The chosen executable image base is then used to create a suspended process with a call to the undocumented function CreateProcessInternalW(), exported by kernel32.dll. It is interesting to notice that, for this function especially, the associated decrypted hash (0xad0121e0) is modified with a simple subtraction before trying to perform the dynamic import:
>> hex(Crc32Bzip2.calc(bytearray("CreateProcessInternalW".lower()))) 0xad0121ab >>> 0xad0121e0-0xad0121ab 53
The following information related to the newly created process are copied in a memory area shared between explorer and formbook process:
- The process’ image base full path
- The process’ image base address
- The process’ PROCESS_INFORMATION structure
- The process’ STARTUPINFO structure
This shared memory area is contained in the same section as formbook image mapped into explorer. Thus, in formbook process address space, they have the same view base address resulting from NtMapViewOfSection(), and thus have the same page protection (PAGE_EXECUTE_READWRITE).
Now, either the injected APC or the hijacked thread have finished their work. Note that if the APC is successfully executing within explorer, a flag is set within the shared buffer that will be tested by the hijacked thread, to avoid creating a second suspended process. Thus, we can conclude that hijacking explorer’s main thread is useless if the APC is always successfully executed.
3. Migration into the new suspend process
Just after its call to NtResumeThread(), formbook needs to wait for the suspended process to be created. Thus, it sleeps using NtDelayExecution() and then tries to read from the shared memory area the information filled by explorer’s injected APC or explorer’s hijacked thread.
If the newly created process’ pid, main thread id, image base full path and base address are successfully read and have non-null values, formbook will be able to perform its process hollowing.
An handle on the targeted process and targeted thread are retrieved using NtOpenProcess() and NtOpenThread(). Based on the retrieved image base full path, formbook maps a raw copy of the PE file from the disk image base. Thus, it is able to parse the PE header and to extract the address of entry point of the suspended process.
Now, formbook will map itself within this process, such as it did previously to map itself within explorer’s address space.
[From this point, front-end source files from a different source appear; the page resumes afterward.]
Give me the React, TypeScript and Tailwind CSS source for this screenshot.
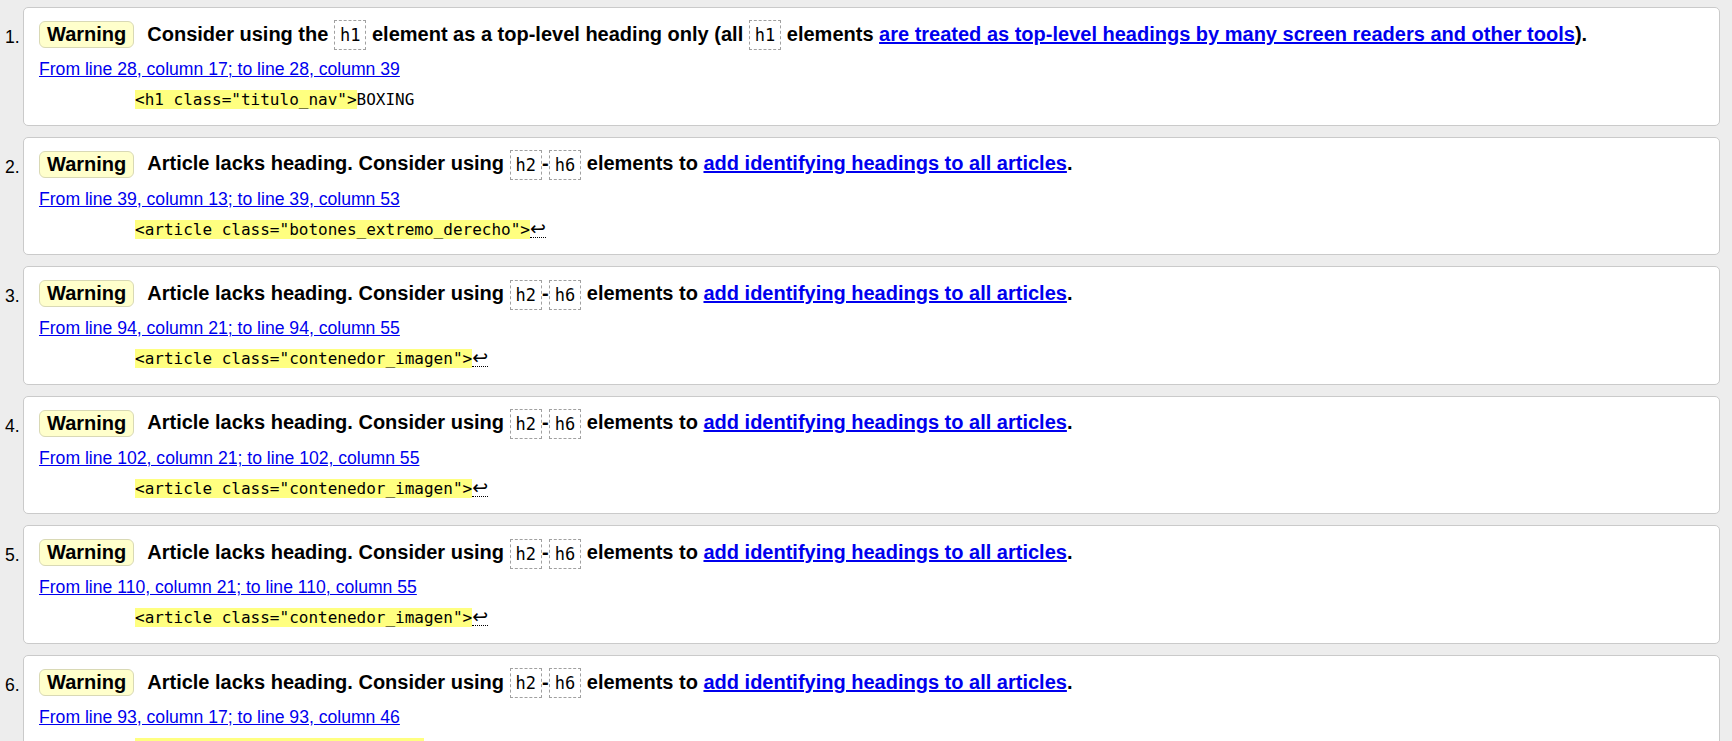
import React from "react";

type Item = {
  n: number;
  kind: "h1" | "article";
  loc: string;
  code: string;
  after?: string;
  arrow?: boolean;
};

const items: Item[] = [
  { n: 1, kind: "h1", loc: "From line 28, column 17; to line 28, column 39", code: '<h1 class="titulo_nav">', after: "BOXING" },
  { n: 2, kind: "article", loc: "From line 39, column 13; to line 39, column 53", code: '<article class="botones_extremo_derecho">', arrow: true },
  { n: 3, kind: "article", loc: "From line 94, column 21; to line 94, column 55", code: '<article class="contenedor_imagen">', arrow: true },
  { n: 4, kind: "article", loc: "From line 102, column 21; to line 102, column 55", code: '<article class="contenedor_imagen">', arrow: true },
  { n: 5, kind: "article", loc: "From line 110, column 21; to line 110, column 55", code: '<article class="contenedor_imagen">', arrow: true },
  { n: 6, kind: "article", loc: "From line 93, column 17; to line 93, column 46", code: '<article class="contenedores">', arrow: true },
];

const mono = "font-['DejaVu_Sans_Mono','Liberation_Mono',monospace]";

function Code({ children }: { children: React.ReactNode }) {
  return (
    <code
      className={`${mono} inline-block align-middle border border-dashed border-[#a0a0a0] px-[5px] text-[17px] leading-[28px] font-normal text-black`}
    >
      {children}
    </code>
  );
}

function Message({ kind }: { kind: Item["kind"] }) {
  if (kind === "h1") {
    return (
      <span>
        Consider using the <Code>h1</Code> element as a top-level heading only (all <Code>h1</Code> elements{" "}
        <a href="#" className="text-[#0000ee] underline">
          are treated as top-level headings by many screen readers and other tools
        </a>
        ).
      </span>
    );
  }
  return (
    <span>
      Article lacks heading. Consider using <Code>h2</Code>-<Code>h6</Code> elements to{" "}
      <a href="#" className="text-[#0000ee] underline">
        add identifying headings to all articles
      </a>
      .
    </span>
  );
}

function Card({ item }: { item: Item }) {
  return (
    <div className="flex">
      <div className="w-[23px] shrink-0 pl-[5px] pt-[20px] text-[17.6px] leading-[20px] text-black">{item.n}.</div>
      <div className="flex-1 h-[118.6px] box-border border border-[#cacaca] rounded-[5px] bg-white pl-[15px] pt-[11px]">
        <div className="flex items-center h-[31px] text-[20px] font-bold text-black leading-[31px] whitespace-nowrap">
          <span className="inline-block h-[27px] box-border border border-[#d9d9b5] bg-[#ffffcc] rounded-[6px] px-[7px] leading-[25px] mr-[13px]">
            Warning
          </span>
          <Message kind={item.kind} />
        </div>
        <div className="mt-[9px] h-[20px] leading-[20px] text-[17.6px]">
          <a href="#" className="text-[#0000ee] underline">
            {item.loc}
          </a>
        </div>
        <div className={`mt-[11px] h-[19px] leading-[19px] pl-[96px] ${mono} text-[16px] text-black whitespace-pre`}>
          <span className="bg-[#ffff80]">{item.code}</span>
          {item.after ? <span>{item.after}</span> : null}
          {item.arrow ? (
            <span className="inline-block border-b border-dotted border-black font-['DejaVu_Sans',sans-serif] text-[19px] leading-[17px]">
              ↩
            </span>
          ) : null}
        </div>
      </div>
    </div>
  );
}

export default function App() {
  return (
    <div className="min-h-[741px] bg-[#ededed] pt-[7px] pr-[12px] font-['Liberation_Sans',Arial,sans-serif]">
      <div className="flex flex-col gap-[11px]">
        {items.map((it) => (
          <Card key={it.n} item={it} />
        ))}
      </div>
    </div>
  );
}
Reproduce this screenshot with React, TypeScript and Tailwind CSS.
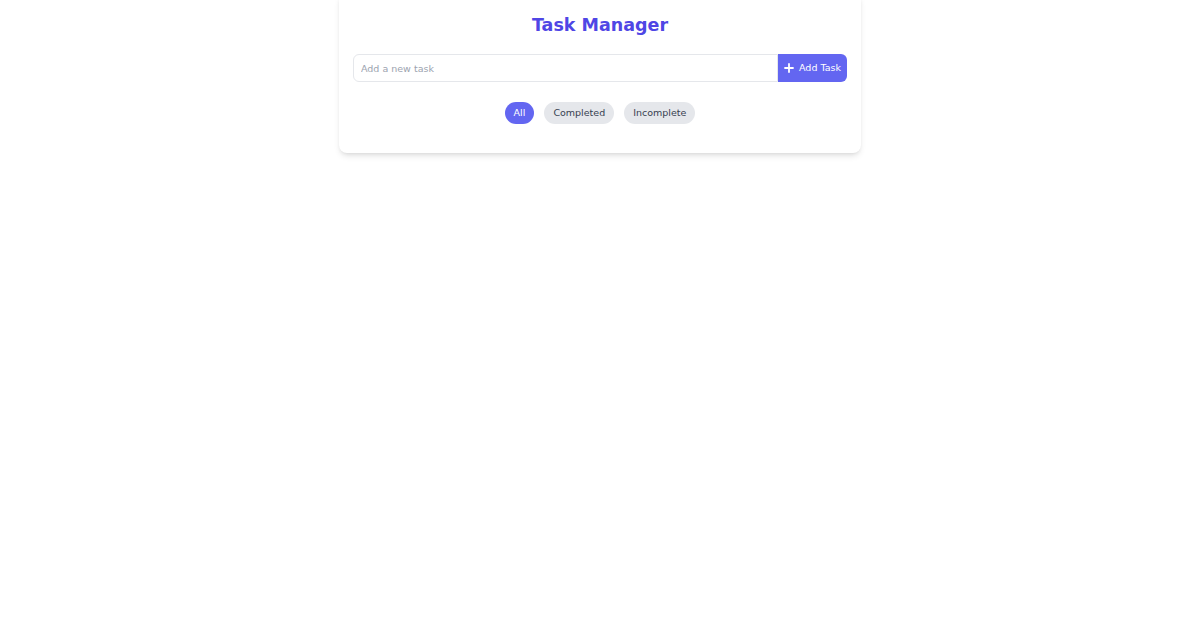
import React, { useState } from "react";

export default function App() {
  const [filter, setFilter] = useState("All");
  const filters = ["All", "Completed", "Incomplete"];
  return (
    <div
      className="min-h-[630px] w-full bg-white flex justify-center"
      style={{ fontFamily: '"DejaVu Sans", sans-serif' }}
    >
      <div className="w-[522px] -mt-2 bg-white rounded-lg shadow-md px-[14px] pt-[20px] pb-[29px] h-fit">
        <h1 className="text-center text-[17.5px] leading-[27px] font-bold text-[#4f46e5]">Task Manager</h1>
        <div className="flex mt-[15px] h-[28px]">
          <input
            className="flex-1 h-full border border-[#e5e7eb] rounded-l-md px-[7px] text-[9.5px] text-gray-700 placeholder:text-[#9ca3af] outline-none"
            placeholder="Add a new task"
          />
          <button className="h-full w-[69px] bg-[#6366f1] text-white rounded-r-md flex items-center justify-center gap-[5px] text-[9.5px]">
            <svg width="10" height="10" viewBox="0 0 10 10">
              <path d="M5 1v8M1 5h8" stroke="white" strokeWidth="1.8" strokeLinecap="round" />
            </svg>
            Add Task
          </button>
        </div>
        <div className="flex justify-center gap-[10px] mt-[20px]">
          {filters.map((f) => (
            <button
              key={f}
              onClick={() => setFilter(f)}
              className={
                "h-[22px] px-[9px] rounded-full text-[9.5px] " +
                (filter === f ? "bg-[#6366f1] text-white" : "bg-[#e5e7eb] text-[#374151]")
              }
            >
              {f}
            </button>
          ))}
        </div>
      </div>
    </div>
  );
}
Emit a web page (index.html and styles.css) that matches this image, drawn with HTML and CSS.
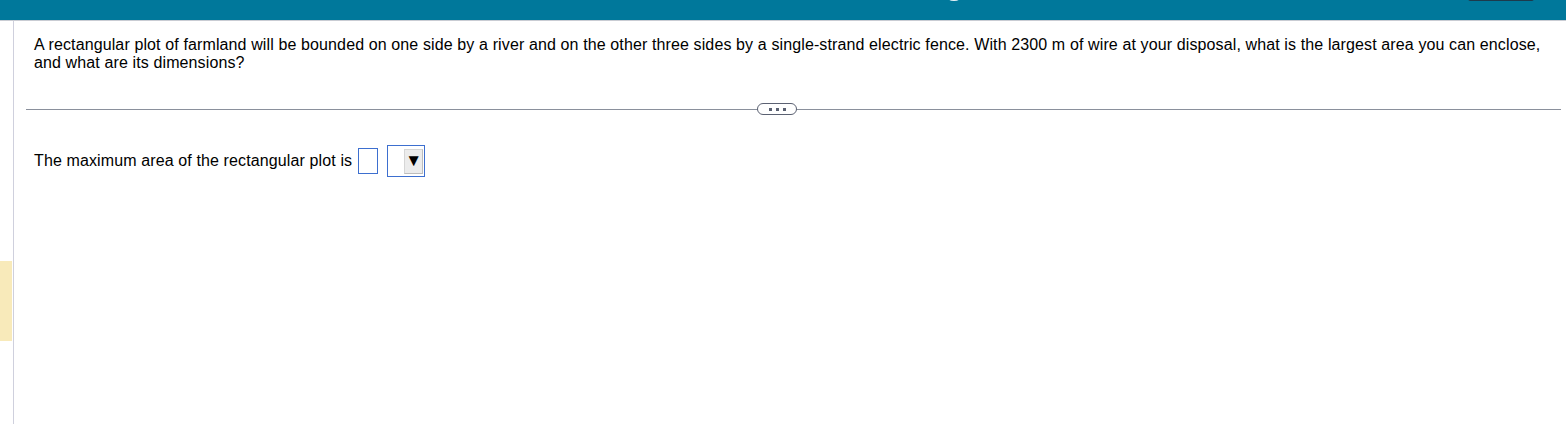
FILE: index.html
```html
<!DOCTYPE html>
<html>
<head>
<meta charset="utf-8">
<link rel="stylesheet" href="styles.css">
</head>
<body>
<header class="topbar">
  <span class="top-dot"></span>
  <span class="top-tab"></span>
</header>
<div class="page">
  <aside class="gutter"><div class="marker"></div></aside>
  <main class="content">
    <p class="question">A rectangular plot of farmland will be bounded on one side by a river and on the other three sides by a single-strand electric fence. With 2300 m of wire at your disposal, what is the largest area you can enclose, and what are its dimensions?</p>
    <div class="divider">
      <span class="pill"><i></i><i></i><i></i></span>
    </div>
    <div class="answer">
      <span class="label">The maximum area of the rectangular plot is</span>
      <span class="box"></span>
      <span class="select"><span class="arrow">&#9660;</span></span>
    </div>
  </main>
</div>
</body>
</html>
```
FILE: styles.css
```css
html, body {
  margin: 0;
  padding: 0;
  background: #ffffff;
  font-family: "Liberation Sans", Arial, sans-serif;
  color: #000;
}
.topbar {
  position: relative;
  height: 20px;
  background: #00789b;
  border-bottom: 1px solid #c9ccd3;
  overflow: hidden;
}
.top-dot {
  position: absolute;
  left: 949px;
  top: -3px;
  width: 10px;
  height: 4px;
  border-radius: 50%;
  background: #e8f3f7;
}
.top-tab {
  position: absolute;
  left: 1468px;
  top: -4px;
  width: 66px;
  height: 5px;
  border-radius: 3px;
  background: #1d3a4c;
}
.page {
  display: flex;
  height: 403px;
}
.gutter {
  width: 13px;
  border-right: 1px solid #cfd0dd;
  flex: none;
}
.marker {
  margin-top: 240px;
  width: 12px;
  height: 80px;
  background: #f8eaba;
}
.content {
  flex: 1;
  margin-left: 12px;
  margin-right: 5px;
}
.question {
  margin: 15px 0 0 0;
  padding-left: 8px;
  font-size: 16px;
  line-height: 18px;
  letter-spacing: 0.12px;
}
.divider {
  position: relative;
  margin-top: 37px;
  height: 1px;
  background: #8a909c;
}
.pill {
  position: absolute;
  left: 731px;
  top: -6px;
  width: 38px;
  height: 10px;
  border: 1px solid #5b6172;
  border-radius: 6px;
  background: #fff;
  display: flex;
  align-items: center;
  justify-content: center;
  gap: 4px;
}
.pill i {
  display: block;
  width: 3px;
  height: 3px;
  background: #5b6172;
}
.answer {
  display: flex;
  align-items: center;
  margin-top: 35px;
  padding-left: 8px;
  font-size: 16px;
  line-height: 18px;
  letter-spacing: 0.12px;
}
.label {
  margin-right: 6px;
}
.box {
  width: 18px;
  height: 24px;
  border: 1px solid #3d6fcf;
  margin-right: 9px;
}
.select {
  width: 35px;
  height: 30px;
  border: 1px solid #3d6fcf;
  display: flex;
  justify-content: flex-end;
  align-items: center;
  padding-right: 1px;
}
.arrow {
  width: 17px;
  height: 23px;
  background: #ececec;
  border: 1px solid #d6d6d6;
  border-right-color: #bdbdbd;
  border-bottom-color: #bdbdbd;
  font-size: 17px;
  line-height: 21px;
  text-align: center;
  letter-spacing: 0;
  color: #000;
}
```
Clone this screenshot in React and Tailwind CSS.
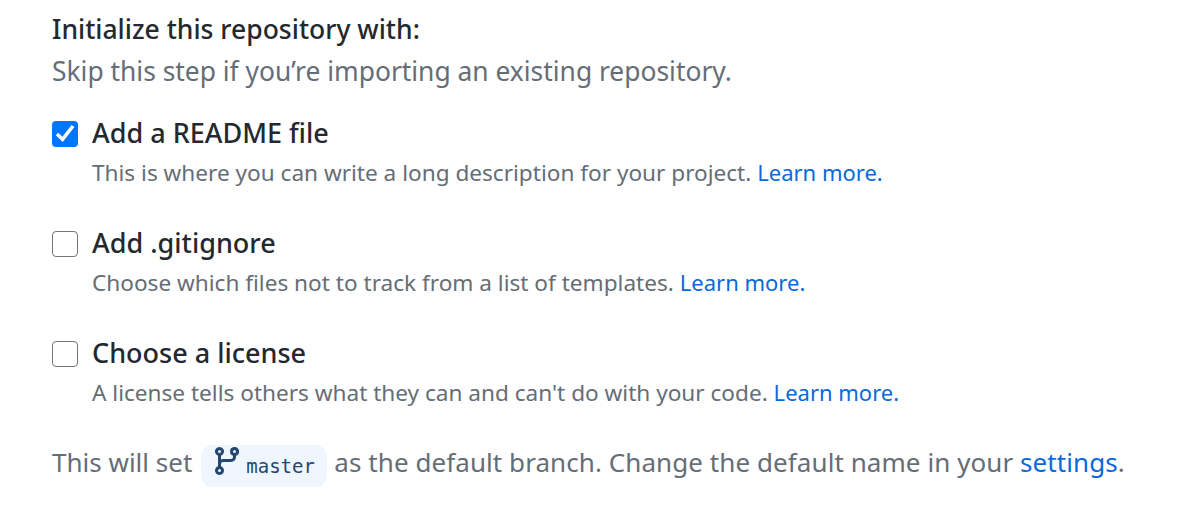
const Option = ({ title, text, checked }) => (
  <div className="flex gap-[14px]">
    <div className={`w-[26px] h-[26px] mt-[9px] rounded-[4px] flex items-center justify-center shrink-0 ${checked ? "bg-[#0075ff]" : "bg-white border border-[#767676]"}`}>
      {checked && (
        <svg width="26" height="26" viewBox="0 0 26 26" fill="none" stroke="#fff" strokeWidth="3.6">
          <polyline points="5,13 10.6,18.4 21,5" />
        </svg>
      )}
    </div>
    <div>
      <div className="text-[27px] leading-[42px] font-medium text-[#24292f]">{title}</div>
      <div className="text-[22.6px] leading-[36px] text-[#656d76]">
        {text} <span className="text-[22px] text-[#0969da]">Learn more.</span>
      </div>
    </div>
  </div>
)

export default function App() {
  return (
    <div className="w-[1204px] h-[507px] bg-white overflow-hidden pl-[52px] pt-[9px] font-['Noto_Sans',sans-serif]">
      <div className="text-[26.5px] leading-[40px] font-medium text-[#24292f]">Initialize this repository with:</div>
      <div className="text-[26.4px] leading-[44px] text-[#656d76]">Skip this step if you’re importing an existing repository.</div>
      <div className="flex flex-col gap-[31px] mt-[19px]">
        <Option checked title="Add a README file" text="This is where you can write a long description for your project." />
        <Option title="Add .gitignore" text="Choose which files not to track from a list of templates." />
        <Option title="Choose a license" text="A license tells others what they can and can't do with your code." />
      </div>
      <div className="flex items-center mt-[34px] text-[26px] text-[#656d76]">
        <span className="leading-[34px] pb-[8px]">This will set</span>
        <span className="flex gap-[3px] h-[42px] w-[126px] pl-[10px] ml-[9px] mr-[7px] rounded-[12px] bg-[#eff6fd] text-[#24466f]">
          <svg width="32" height="32" viewBox="0 0 16 16" fill="#24466f">
            <path d="M9.5 3.25a2.25 2.25 0 1 1 3 2.122V6A2.5 2.5 0 0 1 10 8.5H6a1 1 0 0 0-1 1v1.128a2.251 2.251 0 1 1-1.5 0V5.372a2.25 2.25 0 1 1 1.5 0v1.836A2.493 2.493 0 0 1 6 7h4a1 1 0 0 0 1-1v-.628A2.25 2.25 0 0 1 9.5 3.25Zm-6 0a.75.75 0 1 0 1.5 0 .75.75 0 0 0-1.5 0Zm8.25-.75a.75.75 0 1 0 0 1.5.75.75 0 0 0 0-1.5ZM4.25 12a.75.75 0 1 0 0 1.5.75.75 0 0 0 0-1.5Z" />
          </svg>
          <span className="font-['DejaVu_Sans_Mono',monospace] text-[19px] leading-[42px]">master</span>
        </span>
        <span className="leading-[34px] pb-[8px] tracking-[0.07px]">as the default branch. Change the default name in your <span className="text-[#0969da]">settings</span>.</span>
      </div>
    </div>
  )
}
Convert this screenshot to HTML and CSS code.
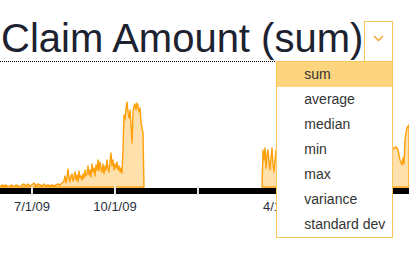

Then, it will override the first instructions of the suspended process entry point, in order to perform a call to a function that calls ‘formbook_main_migrated()’. The patch is built from stack-based operation, and looks as following:
8b ff mov edi, edi 55 push ebp 8b ec mov ebp, esp e8 00 00 00 00 call 0x00000000 ; immediate value to be patched
The operand of the call is then fixed with the relative offset to a formbook’s instruction which calls ‘formbook_main_migrated()’. Let’s take a look at a real example, where the randomly chosen process is ‘wuauclt.exe’:
With WinDbg and CFF explorer we can see that:
- wuauclt.exe image base address is 0x00060000
- wuauclt.exe relative address of entry point is 0x5891
- formbook has been mapped within wuauclt.exe at 0x00160000
- formbook’s instruction used to call ‘formbook_main_migrated()’ is located at the 0x17b73d
- formbook’s function ‘formbook_main_migrated()’ is located at 0x177eb0
By adding the address following the call instruction from wuauclt’s patched entry point (0x60000+0x5891+10), to the operand of the call instruction (0x00115ea2) we can see that the destination of the call is formbook’s instruction used to call ‘formbook_main_migrated()’:
>>> hex((0x6589b+0x115ea2)&0xffffff) '0x17b73d'
Finally, after patching the suspended process entry point, a call to NtResumeThread() is performed, and formbook starts the execution of ‘formbook_main_migrated()’ within the migrated process. The original formbook process can thus stop its execution by calling ExitProcess().
Injecting targeted application
Once formbook has migrated within the newly created windows process, it can finally target applications containing sensitive information. Within an infinite loop (while a debugger isn’t attached), it tries to find process name’ hashes matching in the array of encrypted hashes (from offset 120 to 211). From the list of decrypted hashes, we can view that it consists of different kind of applications such as web-browsers, mail programs, instant messaging applications, FTP clients or even Skype:
120 0x9e01fc32 iexplore.exe 121 0x216500c2 firefox.exe 122 0x48e207c9 chrome.exe 123 0x2decf13e microsoftedgecp.exe .. .. 173 0x84f8d766 foxmail.exe 174 0xb6494f65 incmail.exe 175 0x13a75318 thunderbird.exe .. 178 0x6b8a0df3 yahoomessenger.exe 179 0x9c02f250 icq.exe 180 0xe52a2a2e pidgin.exe .. 196 0xea653007 filezilla.exe .. 211 0xcb591d7f skype.exe
We haven’t yet analyzed in-depth this part of the malware, but the code injection techniques looks similar to what we explained in this post. Formbook maps itself within the targeted processes and uses thread hijacking and APC injection to execute different kind of routines, according to the targeted process.